__EXERCISE OBJECTIVE__: Restate the data exactly as given and keep the pictures out.
'''
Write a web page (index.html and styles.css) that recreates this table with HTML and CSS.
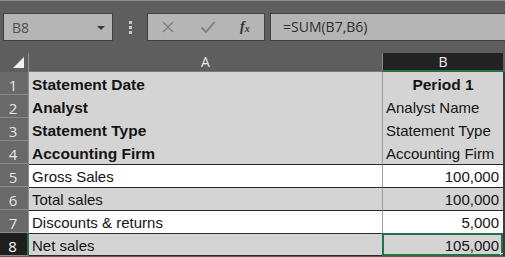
FILE: index.html
```html
<!DOCTYPE html>
<html lang="en">
<head>
<meta charset="utf-8">
<title>Income statement</title>
<link rel="stylesheet" href="styles.css">
</head>
<body>
<div class="app">
  <div class="formula-bar">
    <div class="name-box">
      <span class="name-text">B8</span>
      <span class="caret"></span>
    </div>
    <div class="grip"><i></i><i></i><i></i></div>
    <div class="fx-buttons">
      <svg class="btn-icon" width="14" height="14" viewBox="0 0 14 14"><path d="M2 2 L12 12 M12 2 L2 12" stroke="#7d7d7d" stroke-width="1.4" fill="none"/></svg>
      <svg class="btn-icon" width="16" height="14" viewBox="0 0 16 14"><path d="M1.5 7.5 L6 12 L14.5 2" stroke="#7d7d7d" stroke-width="1.8" fill="none"/></svg>
      <span class="fx">f<sub>x</sub></span>
    </div>
    <div class="formula-input">=SUM(B7,B6)</div>
  </div>

  <div class="sheet">
    <div class="corner"><span class="corner-tri"></span></div>
    <div class="col-head">A</div>
    <div class="col-head col-active">B</div>
    <div class="edge-head"></div>

    <div class="row-head">1</div>
    <div class="cell a bold">Statement Date</div>
    <div class="cell b bold center">Period 1</div>
    <div class="edge"></div>

    <div class="row-head">2</div>
    <div class="cell a bold">Analyst</div>
    <div class="cell b">Analyst Name</div>
    <div class="edge"></div>

    <div class="row-head">3</div>
    <div class="cell a bold">Statement Type</div>
    <div class="cell b">Statement Type</div>
    <div class="edge"></div>

    <div class="row-head">4</div>
    <div class="cell a bold">Accounting Firm</div>
    <div class="cell b">Accounting Firm</div>
    <div class="edge"></div>

    <div class="row-head">5</div>
    <div class="cell a lined white">Gross Sales</div>
    <div class="cell b lined white num">100,000</div>
    <div class="edge"></div>

    <div class="row-head">6</div>
    <div class="cell a lined">Total sales</div>
    <div class="cell b lined num">100,000</div>
    <div class="edge"></div>

    <div class="row-head">7</div>
    <div class="cell a lined white">Discounts &amp; returns</div>
    <div class="cell b lined white num">5,000</div>
    <div class="edge"></div>

    <div class="row-head row-active">8</div>
    <div class="cell a lined last">Net sales</div>
    <div class="cell b lined last num selected">105,000<span class="fill-handle"></span></div>
    <div class="edge"></div>
  </div>
</div>
</body>
</html>
```

FILE: styles.css
```css
* {
  box-sizing: border-box;
}

html, body {
  margin: 0;
  padding: 0;
}

body {
  width: 505px;
  height: 257px;
  overflow: hidden;
  background: #5e5e5e;
  font-family: "Liberation Sans", Arial, sans-serif;
}

.app {
  border-top: 1px solid #8e8e8e;
  height: 257px;
  overflow: hidden;
}

/* ---------- formula bar ---------- */
.formula-bar {
  display: flex;
  align-items: stretch;
  height: 28px;
  margin-top: 12px;
  padding-left: 3px;
}

.name-box {
  width: 110px;
  background: #b5b5b5;
  border: 1px solid #414141;
  display: flex;
  align-items: center;
  justify-content: space-between;
  padding: 0 7px 0 8px;
}

.name-text {
  font-family: "Open Sans", sans-serif;
  font-size: 14px;
  color: #505050;
}

.caret {
  width: 0;
  height: 0;
  border-left: 4px solid transparent;
  border-right: 4px solid transparent;
  border-top: 4px solid #3a3a3a;
  margin-top: 1px;
}

.grip {
  width: 34px;
  display: flex;
  flex-direction: column;
  align-items: center;
  justify-content: center;
  gap: 2px;
}

.grip i {
  display: block;
  width: 3px;
  height: 3px;
  background: #c8c8c8;
}

.fx-buttons {
  width: 118px;
  background: #b5b5b5;
  border: 1px solid #414141;
  display: flex;
  align-items: center;
  padding-left: 13px;
}

.fx-buttons .btn-icon:first-child {
  margin-left: 0;
}

.fx-buttons .btn-icon + .btn-icon {
  margin-left: 25px;
}

.fx {
  margin-left: 24px;
  font-family: "Liberation Serif", "Times New Roman", serif;
  font-style: italic;
  font-weight: bold;
  font-size: 14px;
  color: #333;
  line-height: 1;
}

.fx sub {
  font-size: 10px;
  vertical-align: -1px;
}

.formula-input {
  flex: 1;
  margin-left: 5px;
  background: #b5b5b5;
  border: 1px solid #414141;
  border-right: none;
  font-family: "Open Sans", sans-serif;
  font-size: 14px;
  color: #2e2e2e;
  display: flex;
  align-items: center;
  padding-left: 12px;
  padding-bottom: 1px;
}

/* ---------- sheet grid ---------- */
.sheet {
  margin-top: 12px;
  display: grid;
  grid-template-columns: 29px 353px 121px 2px;
  grid-template-rows: 19px repeat(8, 23px) 10px;
}

.corner {
  border-right: 1px solid #8c8c8c;
  position: relative;
}

.corner-tri {
  position: absolute;
  right: 4px;
  bottom: 4px;
  width: 0;
  height: 0;
  border-left: 11px solid transparent;
  border-bottom: 11px solid #f2f2f2;
}

.col-head {
  font-family: "Open Sans", sans-serif;
  font-size: 14px;
  color: #e8e8e8;
  text-align: center;
  line-height: 18px;
  border-bottom: 1px solid #7a7a7a;
  background: #5e5e5e;
}

.col-active {
  background: #222;
  color: #f4f4f4;
  border-bottom: 2px solid #217346;
  border-left: 1px solid #888;
  line-height: 17px;
}

.edge-head {
  background: #5e5e5e;
}

.row-head {
  background: #696969;
  color: #e6e6e6;
  font-family: "Open Sans", sans-serif;
  font-size: 15px;
  text-align: center;
  line-height: 22px;
  padding-top: 2px;
  padding-right: 2px;
  border-bottom: 1px solid #8a8a8a;
  border-right: 1px solid #8c8c8c;
}

.row-active {
  background: #1f1f1f;
  color: #fafafa;
  border-right: 2px solid #217346;
}

.cell {
  background: #d4d4d4;
  color: #141414;
  font-size: 15px;
  line-height: 21px;
  padding: 2px 3px 0 3px;
  white-space: nowrap;
  overflow: hidden;
}

.cell.b {
  border-left: 1px solid #9c9c9c;
  padding-left: 3px;
}

.bold {
  font-weight: bold;
  font-size: 15.5px;
}

.center {
  text-align: center;
}

.num {
  text-align: right;
  padding-right: 4px;
}

.lined {
  border-top: 1px solid #2a2a2a;
  line-height: 20px;
}

.lined.last {
  border-bottom: 1px solid #2a2a2a;
  line-height: 19px;
}

.white {
  background: #ffffff;
}

.edge {
  background: #3a3a3a;
}

.selected {
  position: relative;
  outline: 2px solid #217346;
  outline-offset: -2px;
  border-left-color: transparent;
}

.fill-handle {
  position: absolute;
  right: -3px;
  bottom: -4px;
  width: 6px;
  height: 6px;
  background: #217346;
  border: 1px solid #fff;
}
```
'''
__WORKED ANSWER__:
Write a web page (index.html and styles.css) that recreates this table with HTML and CSS.
FILE: index.html
```html
<!DOCTYPE html>
<html lang="en">
<head>
<meta charset="utf-8">
<title>Income statement</title>
<link rel="stylesheet" href="styles.css">
</head>
<body>
<div class="app">
  <div class="formula-bar">
    <div class="name-box">
      <span class="name-text">B8</span>
      <span class="caret"></span>
    </div>
    <div class="grip"><i></i><i></i><i></i></div>
    <div class="fx-buttons">
      <svg class="btn-icon" width="14" height="14" viewBox="0 0 14 14"><path d="M2 2 L12 12 M12 2 L2 12" stroke="#7d7d7d" stroke-width="1.4" fill="none"/></svg>
      <svg class="btn-icon" width="16" height="14" viewBox="0 0 16 14"><path d="M1.5 7.5 L6 12 L14.5 2" stroke="#7d7d7d" stroke-width="1.8" fill="none"/></svg>
      <span class="fx">f<sub>x</sub></span>
    </div>
    <div class="formula-input">=SUM(B7,B6)</div>
  </div>

  <div class="sheet">
    <div class="corner"><span class="corner-tri"></span></div>
    <div class="col-head">A</div>
    <div class="col-head col-active">B</div>
    <div class="edge-head"></div>

    <div class="row-head">1</div>
    <div class="cell a bold">Statement Date</div>
    <div class="cell b bold center">Period 1</div>
    <div class="edge"></div>

    <div class="row-head">2</div>
    <div class="cell a bold">Analyst</div>
    <div class="cell b">Analyst Name</div>
    <div class="edge"></div>

    <div class="row-head">3</div>
    <div class="cell a bold">Statement Type</div>
    <div class="cell b">Statement Type</div>
    <div class="edge"></div>

    <div class="row-head">4</div>
    <div class="cell a bold">Accounting Firm</div>
    <div class="cell b">Accounting Firm</div>
    <div class="edge"></div>

    <div class="row-head">5</div>
    <div class="cell a lined white">Gross Sales</div>
    <div class="cell b lined white num">100,000</div>
    <div class="edge"></div>

    <div class="row-head">6</div>
    <div class="cell a lined">Total sales</div>
    <div class="cell b lined num">100,000</div>
    <div class="edge"></div>

    <div class="row-head">7</div>
    <div class="cell a lined white">Discounts &amp; returns</div>
    <div class="cell b lined white num">5,000</div>
    <div class="edge"></div>

    <div class="row-head row-active">8</div>
    <div class="cell a lined last">Net sales</div>
    <div class="cell b lined last num selected">105,000<span class="fill-handle"></span></div>
    <div class="edge"></div>
  </div>
</div>
</body>
</html>
```

FILE: styles.css
```css
* {
  box-sizing: border-box;
}

html, body {
  margin: 0;
  padding: 0;
}

body {
  width: 505px;
  height: 257px;
  overflow: hidden;
  background: #5e5e5e;
  font-family: "Liberation Sans", Arial, sans-serif;
}

.app {
  border-top: 1px solid #8e8e8e;
  height: 257px;
  overflow: hidden;
}

/* ---------- formula bar ---------- */
.formula-bar {
  display: flex;
  align-items: stretch;
  height: 28px;
  margin-top: 12px;
  padding-left: 3px;
}

.name-box {
  width: 110px;
  background: #b5b5b5;
  border: 1px solid #414141;
  display: flex;
  align-items: center;
  justify-content: space-between;
  padding: 0 7px 0 8px;
}

.name-text {
  font-family: "Open Sans", sans-serif;
  font-size: 14px;
  color: #505050;
}

.caret {
  width: 0;
  height: 0;
  border-left: 4px solid transparent;
  border-right: 4px solid transparent;
  border-top: 4px solid #3a3a3a;
  margin-top: 1px;
}

.grip {
  width: 34px;
  display: flex;
  flex-direction: column;
  align-items: center;
  justify-content: center;
  gap: 2px;
}

.grip i {
  display: block;
  width: 3px;
  height: 3px;
  background: #c8c8c8;
}

.fx-buttons {
  width: 118px;
  background: #b5b5b5;
  border: 1px solid #414141;
  display: flex;
  align-items: center;
  padding-left: 13px;
}

.fx-buttons .btn-icon:first-child {
  margin-left: 0;
}

.fx-buttons .btn-icon + .btn-icon {
  margin-left: 25px;
}

.fx {
  margin-left: 24px;
  font-family: "Liberation Serif", "Times New Roman", serif;
  font-style: italic;
  font-weight: bold;
  font-size: 14px;
  color: #333;
  line-height: 1;
}

.fx sub {
  font-size: 10px;
  vertical-align: -1px;
}

.formula-input {
  flex: 1;
  margin-left: 5px;
  background: #b5b5b5;
  border: 1px solid #414141;
  border-right: none;
  font-family: "Open Sans", sans-serif;
  font-size: 14px;
  color: #2e2e2e;
  display: flex;
  align-items: center;
  padding-left: 12px;
  padding-bottom: 1px;
}

/* ---------- sheet grid ---------- */
.sheet {
  margin-top: 12px;
  display: grid;
  grid-template-columns: 29px 353px 121px 2px;
  grid-template-rows: 19px repeat(8, 23px) 10px;
}

.corner {
  border-right: 1px solid #8c8c8c;
  position: relative;
}

.corner-tri {
  position: absolute;
  right: 4px;
  bottom: 4px;
  width: 0;
  height: 0;
  border-left: 11px solid transparent;
  border-bottom: 11px solid #f2f2f2;
}

.col-head {
  font-family: "Open Sans", sans-serif;
  font-size: 14px;
  color: #e8e8e8;
  text-align: center;
  line-height: 18px;
  border-bottom: 1px solid #7a7a7a;
  background: #5e5e5e;
}

.col-active {
  background: #222;
  color: #f4f4f4;
  border-bottom: 2px solid #217346;
  border-left: 1px solid #888;
  line-height: 17px;
}

.edge-head {
  background: #5e5e5e;
}

.row-head {
  background: #696969;
  color: #e6e6e6;
  font-family: "Open Sans", sans-serif;
  font-size: 15px;
  text-align: center;
  line-height: 22px;
  padding-top: 2px;
  padding-right: 2px;
  border-bottom: 1px solid #8a8a8a;
  border-right: 1px solid #8c8c8c;
}

.row-active {
  background: #1f1f1f;
  color: #fafafa;
  border-right: 2px solid #217346;
}

.cell {
  background: #d4d4d4;
  color: #141414;
  font-size: 15px;
  line-height: 21px;
  padding: 2px 3px 0 3px;
  white-space: nowrap;
  overflow: hidden;
}

.cell.b {
  border-left: 1px solid #9c9c9c;
  padding-left: 3px;
}

.bold {
  font-weight: bold;
  font-size: 15.5px;
}

.center {
  text-align: center;
}

.num {
  text-align: right;
  padding-right: 4px;
}

.lined {
  border-top: 1px solid #2a2a2a;
  line-height: 20px;
}

.lined.last {
  border-bottom: 1px solid #2a2a2a;
  line-height: 19px;
}

.white {
  background: #ffffff;
}

.edge {
  background: #3a3a3a;
}

.selected {
  position: relative;
  outline: 2px solid #217346;
  outline-offset: -2px;
  border-left-color: transparent;
}

.fill-handle {
  position: absolute;
  right: -3px;
  bottom: -4px;
  width: 6px;
  height: 6px;
  background: #217346;
  border: 1px solid #fff;
}
```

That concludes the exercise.